Per forza propulsiva, flessibilità anche nel dialogo con altri strumenti, precisione, fantasia, inventiva e originalità in tutto, anche timbrica, Trilok Gurtu è il batterista-percussionista (e compositore) che più si è distinto nei decenni successivi ai grandi maestri del Jazz-Rock dei Settanta.
Trilok spesso si esprime nel mezzo di tempi complicati, esplicitandoli con ritmi complessi ma fluidi, suonati con estrema scioltezza, naturalezza verrebbe da dire. Ma anche frasi (fill) e interventi mirati a far “cantare” i ritmi, tanto che spesso doppia o duetta con se stesso tramite la propria voce. Non tralasciando di sottolineare in unisono intricati obbligati.
Dunque Gurtu è riuscito a connettere la sua cultura indiana, estremamente virata e versata verso il ritmo complicato ma limitato a pochi suoni e meno stratificato (per il singolo esecutore), con quella occidentale ove il ritmo è più semplice ma più polifonico, mediando ed esprimendosi in modo originale: pertanto un caposcuola partito dalle radici della sua terra e che ha fatto tesoro dell’esperienza jazz-rocker/fusion.

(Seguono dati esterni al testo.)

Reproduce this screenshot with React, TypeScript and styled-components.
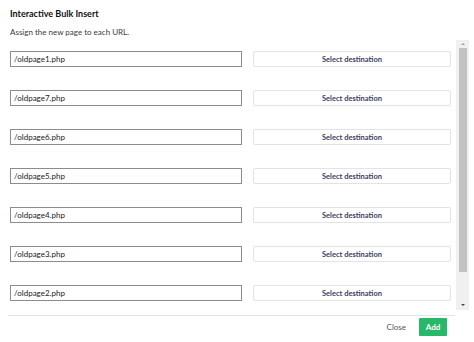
import React from 'react';
import styled, { createGlobalStyle } from 'styled-components';

const GlobalStyle = createGlobalStyle`
  html, body {
    margin: 0;
    padding: 0;
    background: #ffffff;
  }
  body {
    font-family: Lato, "Liberation Sans", Arial, sans-serif;
    color: #222222;
  }
`;

const Dialog = styled.div`
  width: 474px;
  height: 342px;
  box-sizing: border-box;
  padding: 8px 4px 0 8px;
  display: flex;
  flex-direction: column;
  background: #ffffff;
`;

const Title = styled.h3`
  margin: 0;
  padding-left: 2px;
  font-size: 9px;
  line-height: 12px;
  font-weight: 700;
  color: #111111;
`;

const Subtitle = styled.p`
  margin: 6px 0 2px;
  padding-left: 2px;
  font-size: 8px;
  line-height: 12px;
  color: #3a3a3a;
`;

const ScrollArea = styled.div`
  display: flex;
  height: 276px;
`;

const Viewport = styled.div`
  flex: 1;
  overflow: hidden;
  border-bottom: 1px solid #e4e4e4;
`;

const Scrollbar = styled.div`
  width: 13px;
  margin: 0 1px 6px 1px;
  display: flex;
  flex-direction: column;
  align-items: center;
  background: #f0f0f0;
`;

const Arrow = styled.div<{ $down?: boolean }>`
  width: 0;
  height: 0;
  margin: ${(p) => (p.$down ? 'auto 0 4px' : '3px 0 3px')};
  border-left: 2.5px solid transparent;
  border-right: 2.5px solid transparent;
  ${(p) =>
    p.$down
      ? 'border-top: 2.5px solid #4a4a4a;'
      : 'border-bottom: 2.5px solid #a0a0a0;'}
`;

const Thumb = styled.div`
  width: 8px;
  height: 224px;
  background: #c2c2c2;
`;

const RowList = styled.div`
  display: flex;
  flex-direction: column;
  gap: 23px;
  padding: 11px 4px 0 2px;
`;

const Row = styled.div`
  display: grid;
  grid-template-columns: 232px 198px;
  column-gap: 11px;
  align-items: start;
`;

const UrlInput = styled.input`
  box-sizing: border-box;
  width: 100%;
  height: 16px;
  margin: 0;
  padding: 0 3px;
  border: 1px solid #8c8c8c;
  border-radius: 0;
  outline: none;
  font-family: Lato, "Liberation Sans", Arial, sans-serif;
  font-size: 8px;
  color: #222222;
  background: #ffffff;
`;

const DestinationButton = styled.button`
  box-sizing: border-box;
  width: 100%;
  height: 16px;
  margin: 0;
  padding: 0;
  border: 1px solid #e2e3e8;
  border-radius: 2px;
  background: #ffffff;
  font-family: Lato, "Liberation Sans", Arial, sans-serif;
  font-size: 7.5px;
  font-weight: 700;
  color: #3b4060;
  cursor: pointer;
`;

const Footer = styled.div`
  flex: 1;
  display: flex;
  justify-content: flex-end;
  align-items: flex-start;
  gap: 7px;
  padding: 2px 23px 0 0;
`;

const CloseButton = styled.button`
  height: 18px;
  padding: 0 6px;
  border: none;
  background: transparent;
  font-family: Lato, "Liberation Sans", Arial, sans-serif;
  font-size: 8px;
  color: #555555;
  cursor: pointer;
`;

const AddButton = styled.button`
  height: 18px;
  width: 28px;
  padding: 0;
  border: none;
  border-radius: 1px;
  background: #27b86a;
  font-family: Lato, "Liberation Sans", Arial, sans-serif;
  font-size: 8px;
  font-weight: 700;
  color: #ffffff;
  cursor: pointer;
`;

const urls = [
  '/oldpage1.php',
  '/oldpage7.php',
  '/oldpage6.php',
  '/oldpage5.php',
  '/oldpage4.php',
  '/oldpage3.php',
  '/oldpage2.php',
];

const App: React.FC = () => {
  return (
    <>
      <GlobalStyle />
      <Dialog>
        <Title>Interactive Bulk Insert</Title>
        <Subtitle>Assign the new page to each URL.</Subtitle>

        <ScrollArea>
          <Viewport>
            <RowList>
              {urls.map((url) => (
                <Row key={url}>
                  <UrlInput defaultValue={url} />
                  <DestinationButton>Select destination</DestinationButton>
                </Row>
              ))}
            </RowList>
          </Viewport>
          <Scrollbar>
            <Arrow />
            <Thumb />
            <Arrow $down />
          </Scrollbar>
        </ScrollArea>

        <Footer>
          <CloseButton>Close</CloseButton>
          <AddButton>Add</AddButton>
        </Footer>
      </Dialog>
    </>
  );
};

export default App;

Enorme energia e sensibilità con ricerca e messa in opera originalissimi fanno di Trilok Gurtu un preziosissimo maestro, così di alto rango che è difficile seguirlo: come tutti i fuoriclasse ha infatti prodotto poca scuola. Speriamo di più nel futuro.
P.S. Per iniziare a comprendere una minuscola frazione della sua naturale versatilità e bravura si potrebbe fare particolare attenzione nel video proposto il passaggio a 3’08” ove dopo un accompagnamento fast-swing (non sostenuto dal walkin’ del basso) si rapprende in un ritmo 4/4 tribal-dance per quattro misure per riprendere a 3’12” in totale scioltezza il fast-swing in crescendo dinamico… D’altra parte tutto il suo suonare in questo estratto fonde allo stesso tempo arioso swing con incisiva percussione tribale (in particolare accompagnando il solo di McLaughlin).